Locate the lines that hold the string "Output". Copy every such line.

Pages as source code:
* * * * * * *

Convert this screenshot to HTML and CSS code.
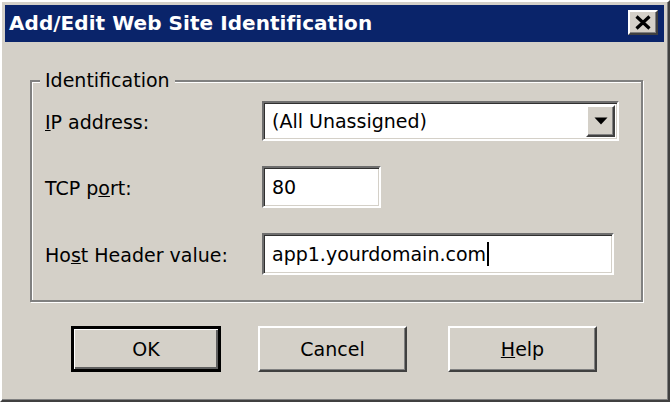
FILE: index.html
```html
<!DOCTYPE html>
<html>
<head>
<meta charset="utf-8">
<link rel="stylesheet" href="styles.css">
</head>
<body>
<div class="window">
  <div class="titlebar">
    <span class="title">Add/Edit Web Site Identification</span>
    <button class="close" aria-label="Close">
      <svg width="18" height="15" viewBox="0 0 18 15"><path d="M2.5 1.5 L15.5 13.5 M15.5 1.5 L2.5 13.5" stroke="#000" stroke-width="3.2" fill="none"/></svg>
    </button>
  </div>
  <div class="content">
    <fieldset class="group">
      <legend>Identification</legend>
      <div class="form">
        <label class="lbl"><u>I</u>P address:</label>
        <div class="combo">
          <span class="value">(All Unassigned)</span>
          <span class="drop"><svg width="14" height="8" viewBox="0 0 14 8"><path d="M0.5 0.5 H13.5 L7 7.5 Z" fill="#000"/></svg></span>
        </div>
        <label class="lbl">TCP p<u>o</u>rt:</label>
        <div class="field port"><span class="value">80</span></div>
        <label class="lbl">Ho<u>s</u>t Header value:</label>
        <div class="field host"><span class="value">app1.yourdomain.com</span><span class="caret"></span></div>
      </div>
    </fieldset>
    <div class="buttons">
      <button class="btn default">OK</button>
      <button class="btn cancel">Cancel</button>
      <button class="btn help"><u>H</u>elp</button>
    </div>
  </div>
</div>
</body>
</html>
```

FILE: styles.css
```css
html, body {
  margin: 0;
  padding: 0;
  background: #d4d0c8;
}
.window {
  box-sizing: border-box;
  width: 670px;
  height: 402px;
  background: #d4d0c8;
  border-style: solid;
  border-width: 2px;
  border-color: #ffffff #404040 #404040 #ffffff;
  box-shadow: inset -1px -1px 0 #808080;
  padding: 3px 4px 0 3px;
  font-family: "DejaVu Sans", Verdana, sans-serif;
  font-size: 19px;
  color: #000;
  overflow: hidden;
}
.titlebar {
  height: 37px;
  background: #0a246a;
  display: flex;
  align-items: center;
  justify-content: space-between;
  padding: 0 6px 0 4px;
}
.title {
  color: #fff;
  font-weight: bold;
  font-size: 20px;
  line-height: 24px;
  margin-top: -1px;
  letter-spacing: 0.05px;
}
.close {
  box-sizing: border-box;
  width: 30px;
  height: 25px;
  margin-top: -2px;
  padding: 0;
  background: #d4d0c8;
  border: 2px solid;
  border-color: #ffffff #404040 #404040 #ffffff;
  box-shadow: inset -1px -1px 0 #808080;
  display: flex;
  align-items: center;
  justify-content: center;
}
.close svg { display: block; }
.content {
  display: flex;
  flex-direction: column;
}
.group {
  margin: 27px 21px 0 25px;
  padding: 9px 14px 25px 13px;
  min-width: 0;
  border: 2px solid #808080;
  box-shadow: 1px 1px 0 #ffffff, inset 1px 1px 0 #ffffff;
}
.group legend {
  padding: 0 5px;
  margin-left: -5px;
  line-height: 23px;
  background: #d4d0c8;
}
.form {
  display: grid;
  grid-template-columns: 217px auto;
  grid-template-rows: 40px 42px 42px;
  row-gap: 25px;
  align-items: center;
  justify-items: start;
}
.lbl {
  line-height: 22px;
  padding-top: 2px;
}
.combo, .field {
  box-sizing: border-box;
  height: 100%;
  background: #fff;
  border: 2px solid;
  border-color: #6e6e6e #ffffff #ffffff #6e6e6e;
  box-shadow: inset 1px 1px 0 #303030, inset -1px -1px 0 #d4d0c8;
  display: flex;
  align-items: center;
  padding: 2px 2px 2px 8px;
}
.combo { width: 357px; }
.port { width: 119px; }
.host { width: 352px; }
.value {
  line-height: 22px;
  white-space: nowrap;
}
.combo .value { flex: 1; }
.drop {
  box-sizing: border-box;
  width: 29px;
  height: 100%;
  background: #d4d0c8;
  border: 2px solid;
  border-color: #ffffff #404040 #404040 #ffffff;
  box-shadow: inset -1px -1px 0 #808080;
  display: flex;
  align-items: center;
  justify-content: center;
}
.drop svg { display: block; }
.caret {
  width: 2px;
  height: 24px;
  background: #000;
  margin-left: 1px;
}
.buttons {
  display: flex;
  margin-top: 24px;
  padding-left: 66px;
}
.btn {
  box-sizing: border-box;
  width: 149px;
  height: 46px;
  padding: 0;
  font-family: "DejaVu Sans", Verdana, sans-serif;
  font-size: 19px;
  color: #000;
  background: #d4d0c8;
  border: 2px solid;
  border-color: #ffffff #404040 #404040 #ffffff;
  box-shadow: inset -1px -1px 0 #808080;
}
.btn.default {
  width: 150px;
  border: 3px solid #000;
  box-shadow: inset 1px 1px 0 #ffffff, inset -2px -2px 0 #606060;
}
.cancel { margin-left: 37px; }
.help { margin-left: 41px; }
```
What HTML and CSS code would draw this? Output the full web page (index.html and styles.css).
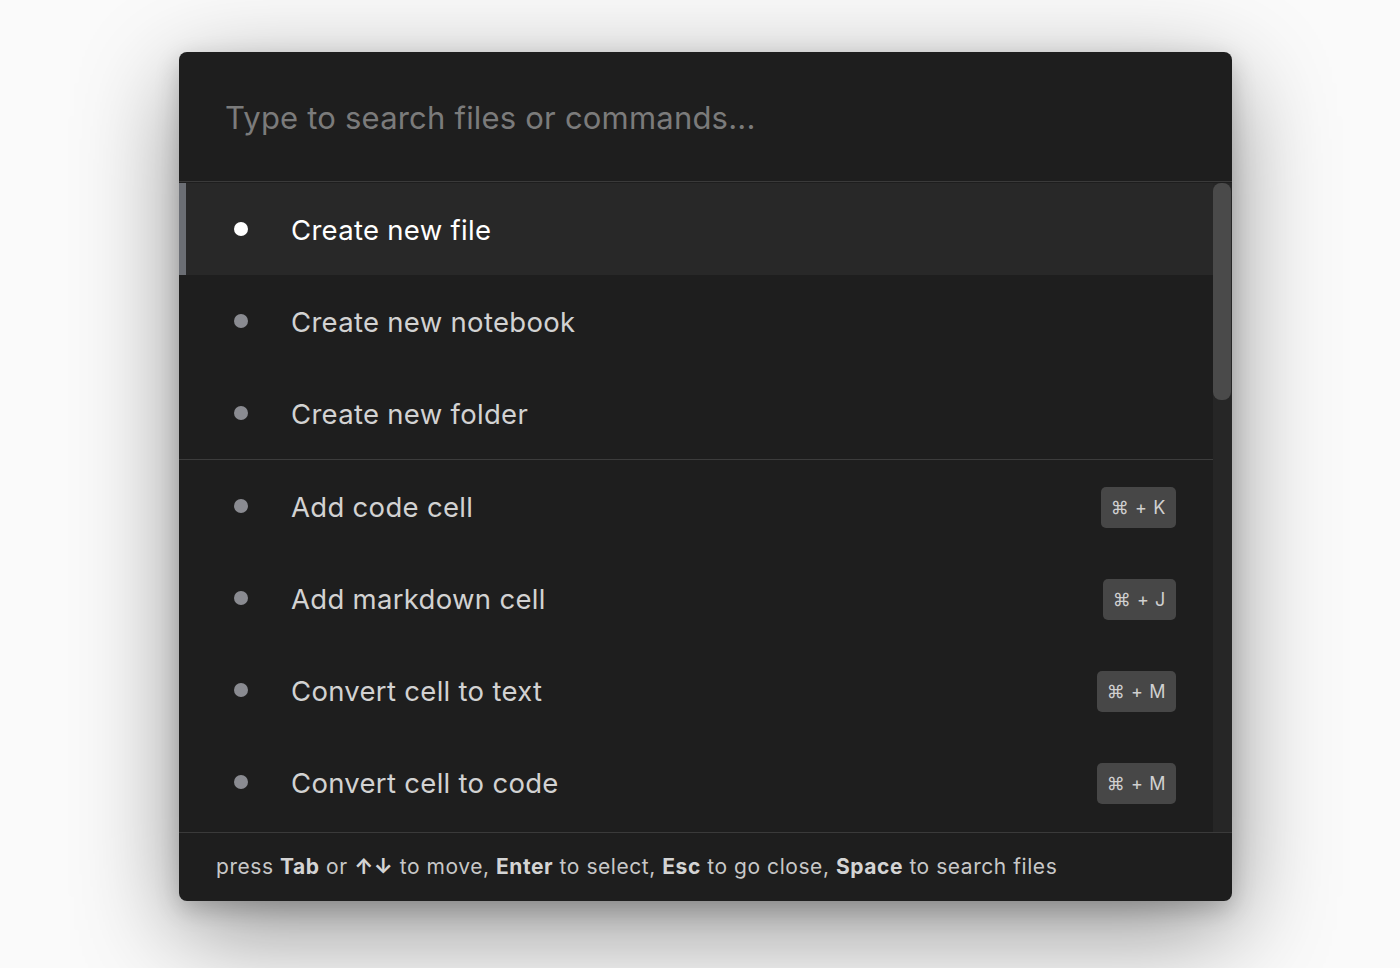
FILE: index.html
```html
<!DOCTYPE html>
<html lang="en">
<head>
<meta charset="utf-8">
<title>Command palette</title>
<link rel="stylesheet" href="styles.css">
</head>
<body>
<div class="palette">
  <div class="search">
    <input class="search-input" type="text" placeholder="Type to search files or commands...">
  </div>
  <div class="list-wrap">
    <div class="list">
      <div class="group">
        <div class="row selected"><span class="dot"></span><span class="label">Create new file</span></div>
        <div class="row"><span class="dot"></span><span class="label">Create new notebook</span></div>
        <div class="row"><span class="dot"></span><span class="label">Create new folder</span></div>
      </div>
      <div class="group">
        <div class="row"><span class="dot"></span><span class="label">Add code cell</span><span class="kbd">⌘ + K</span></div>
        <div class="row"><span class="dot"></span><span class="label">Add markdown cell</span><span class="kbd">⌘ + J</span></div>
        <div class="row"><span class="dot"></span><span class="label">Convert cell to text</span><span class="kbd">⌘ + M</span></div>
        <div class="row"><span class="dot"></span><span class="label">Convert cell to code</span><span class="kbd">⌘ + M</span></div>
      </div>
    </div>
    <div class="scrollbar"><div class="thumb"></div></div>
  </div>
  <div class="footer">
    <p class="hint">press <b>Tab</b> or <b>↑↓</b> to move, <b>Enter</b> to select, <b>Esc</b> to go close, <b>Space</b> to search files</p>
  </div>
</div>
</body>
</html>
```

FILE: styles.css
```css
* { box-sizing: border-box; }
html, body { margin: 0; padding: 0; }
body {
  background: #fafafa;
  font-family: Inter, "Noto Sans", sans-serif;
  width: 1400px;
  height: 968px;
  overflow: hidden;
  padding: 52px 0 0 179px;
}
.palette {
  width: 1053px;
  height: 849px;
  background: #1e1e1e;
  border-radius: 8px;
  box-shadow: 0 30px 100px rgba(0,0,0,0.42), 0 8px 24px rgba(0,0,0,0.2);
  display: flex;
  flex-direction: column;
  overflow: hidden;
}
.search {
  height: 130px;
  border-bottom: 1px solid #3a3a3a;
  display: flex;
  align-items: center;
  padding: 0 0 0 46px;
  flex: none;
}
.search-input {
  background: transparent;
  border: none;
  outline: none;
  width: 100%;
  font-family: inherit;
  font-size: 31px;
  letter-spacing: 0.2px;
  color: #e0e0e0;
  padding: 0;
  margin-top: 2px;
}
.search-input::placeholder { color: #7b7b7b; }
.list-wrap {
  height: 651px;
  flex: none;
  display: flex;
  padding-top: 1px;
  border-bottom: 1px solid #3a3a3a;
}
.list {
  flex: 1;
  overflow: hidden;
}
.group + .group { border-top: 1px solid #3c3c3c; }
.row {
  height: 92px;
  display: flex;
  align-items: center;
  padding: 0 37px 0 55px;
}
.row.selected {
  background: #282828;
  box-shadow: inset 7px 0 0 #6b6e74;
}
.dot {
  width: 14px;
  height: 14px;
  border-radius: 50%;
  background: #8a8b91;
  flex: none;
}
.selected .dot { background: #ffffff; }
.label {
  margin-left: 43px;
  font-size: 27.5px;
  color: #d2d2d2;
  flex: 1;
  letter-spacing: 0.3px;
  margin-top: 2px;
}
.selected .label { color: #ffffff; }
.kbd {
  background: #474747;
  color: #d0d0d0;
  font-size: 18px;
  height: 41px;
  padding: 0 10px;
  border-radius: 5px;
  display: flex;
  align-items: center;
  letter-spacing: 0.6px;
  margin-top: 2px;
}
.scrollbar {
  width: 19px;
  flex: none;
  background: #262626;
  padding: 0 1px 0 0;
}
.thumb {
  height: 217px;
  background: #4a4a4a;
  border-radius: 8px;
}
.footer {
  flex: 1;
  display: flex;
  align-items: center;
  padding: 0 0 0 37px;
}
.hint {
  margin: 0;
  font-size: 21px;
  line-height: 24px;
  color: #c8c8c8;
  letter-spacing: 0.55px;
  white-space: nowrap;
}
.hint b { color: #d4d4d4; font-weight: 700; }
```
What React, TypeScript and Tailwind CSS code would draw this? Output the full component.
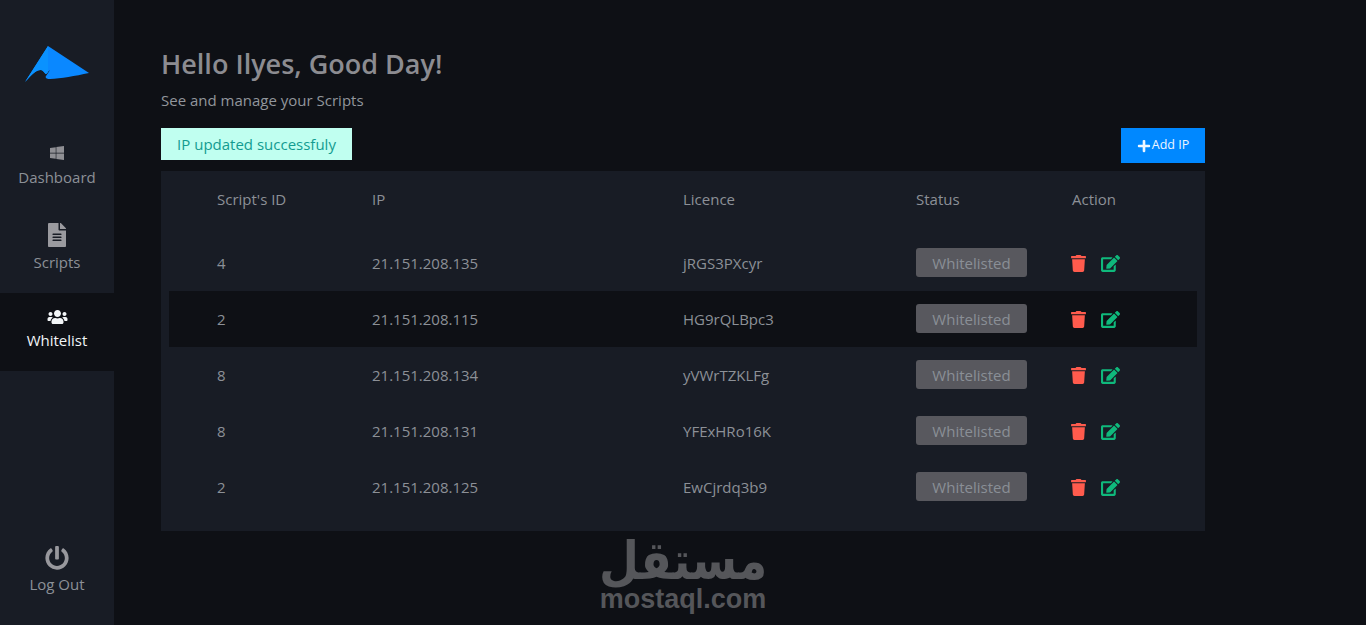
import { FaWindows, FaFileAlt, FaUsers, FaPowerOff, FaTrash, FaEdit, FaPlus } from "react-icons/fa";

const rows = [
  ["4", "21.151.208.135", "jRGS3PXcyr"],
  ["2", "21.151.208.115", "HG9rQLBpc3"],
  ["8", "21.151.208.134", "yVWrTZKLFg"],
  ["8", "21.151.208.131", "YFExHRo16K"],
  ["2", "21.151.208.125", "EwCjrdq3b9"],
];

function Logo() {
  return (
    <svg width="64" height="36" viewBox="0 0 64 36" className="block">
      <path d="M23 0 L64 27 C50 30 36 32.5 25 33 C21 33 20 31.5 21 30 L25 24 C23 25.5 22 28 20.7 28 C19 26.5 18 24 16 24 C10 24 6 30 0 36 Z" fill="#0a88ff" />
      <path d="M23 0 L0 36 C6 30 10 24 16 24 C18 24 19 26.5 20.7 28 C22 28 22.5 26.5 23 26 Z" fill="#0a92ff" />
    </svg>
  );
}

export default function App() {
  return (
    <div className="relative flex h-[625px] w-full overflow-hidden bg-[#0e1015] font-['Open_Sans','Noto_Sans',sans-serif] text-[15px] text-[#8c9097]">
      <aside className="flex w-[114px] shrink-0 flex-col bg-[#181c25]">
        <div className="flex h-[125px] items-start justify-center pt-[46px]">
          <Logo />
        </div>
        <div className="flex h-[85px] flex-col items-center pt-[20px]">
          <FaWindows className="h-[16px] w-[16px] text-[#8f8f94]" />
          <span className="mt-[6px] leading-[20px]">Dashboard</span>
        </div>
        <div className="flex h-[83px] flex-col items-center pt-[13px]">
          <FaFileAlt className="h-[24px] w-[18px] text-[#9a9a9f]" />
          <span className="mt-[5px] leading-[20px]">Scripts</span>
        </div>
        <div className="flex h-[78px] flex-col items-center bg-[#0e1015] pt-[16px] text-[#f2f5f7]">
          <FaUsers className="h-[16px] w-[21px]" />
          <span className="mt-[5px] leading-[20px]">Whitelist</span>
        </div>
        <div className="mt-auto flex flex-col items-center pb-[31px]">
          <FaPowerOff className="h-[24px] w-[24px] text-[#98989d]" />
          <span className="mt-[4px] leading-[20px]">Log Out</span>
        </div>
      </aside>

      <main className="ml-[47px] w-[1044px] shrink-0 pt-[46px]">
        <h1 className="text-[27px] font-semibold leading-[36px] text-[#8c8c91]">Hello Ilyes, Good Day!</h1>
        <p className="mt-[8px] leading-[20px] text-[#92969c]">See and manage your Scripts</p>
        <div className="mt-[18px] flex items-start justify-between">
          <div className="flex h-[32px] w-[191px] items-center justify-center bg-[#c0fff0] text-[#139c90]">IP updated successfuly</div>
          <button className="flex h-[35px] w-[84px] items-center justify-center gap-[1px] bg-[#0088ff] text-[12.5px] text-[#eef6ff]">
            <FaPlus className="h-[14px] w-[14px]" />
            Add IP
          </button>
        </div>
        <section className="mt-[8px] h-[360px] bg-[#181c25] px-[8px]">
          <div className="grid h-[64px] grid-cols-[155px_311px_233px_156px_1fr] items-start pl-[48px] pt-[18px] leading-[20px]">
            <span>Script's ID</span>
            <span>IP</span>
            <span>Licence</span>
            <span>Status</span>
            <span>Action</span>
          </div>
          {rows.map((r, i) => (
            <div
              key={i}
              className={`grid h-[56px] grid-cols-[155px_311px_233px_156px_1fr] items-center pl-[48px] ${i === 1 ? "bg-[#0e1015]" : ""}`}
            >
              <span>{r[0]}</span>
              <span>{r[1]}</span>
              <span>{r[2]}</span>
              <span className="-mt-[1px] flex h-[29px] w-[111px] items-center justify-center rounded-[3px] bg-[#58585e] pt-[1px] text-[#8a8f96]">Whitelisted</span>
              <span className="-ml-[1px] flex items-center gap-[15px]">
                <FaTrash className="h-[17px] w-[15px] text-[#ff5b4d]" />
                <FaEdit className="h-[17px] w-[19px] text-[#0fb97c]" />
              </span>
            </div>
          ))}
        </section>
      </main>

      <div className="absolute left-[600px] top-[532px] flex w-[166px] flex-col items-center text-[#55565a]">
        <span className="h-[54px] origin-bottom translate-y-[6px] scale-y-[1.15] font-['DejaVu_Sans',sans-serif] text-[46px] font-bold leading-[54px]" dir="rtl">مستقل</span>
        <span className="whitespace-nowrap font-['Liberation_Sans',sans-serif] text-[27px] font-bold leading-[26px]">mostaql.com</span>
      </div>
    </div>
  );
}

* * * * * * *

RESPONSE TO THE TASK:
What HTML and CSS code would draw this? Output the full web page (index.html and styles.css).
What React, TypeScript and Tailwind CSS code would draw this? Output the full component.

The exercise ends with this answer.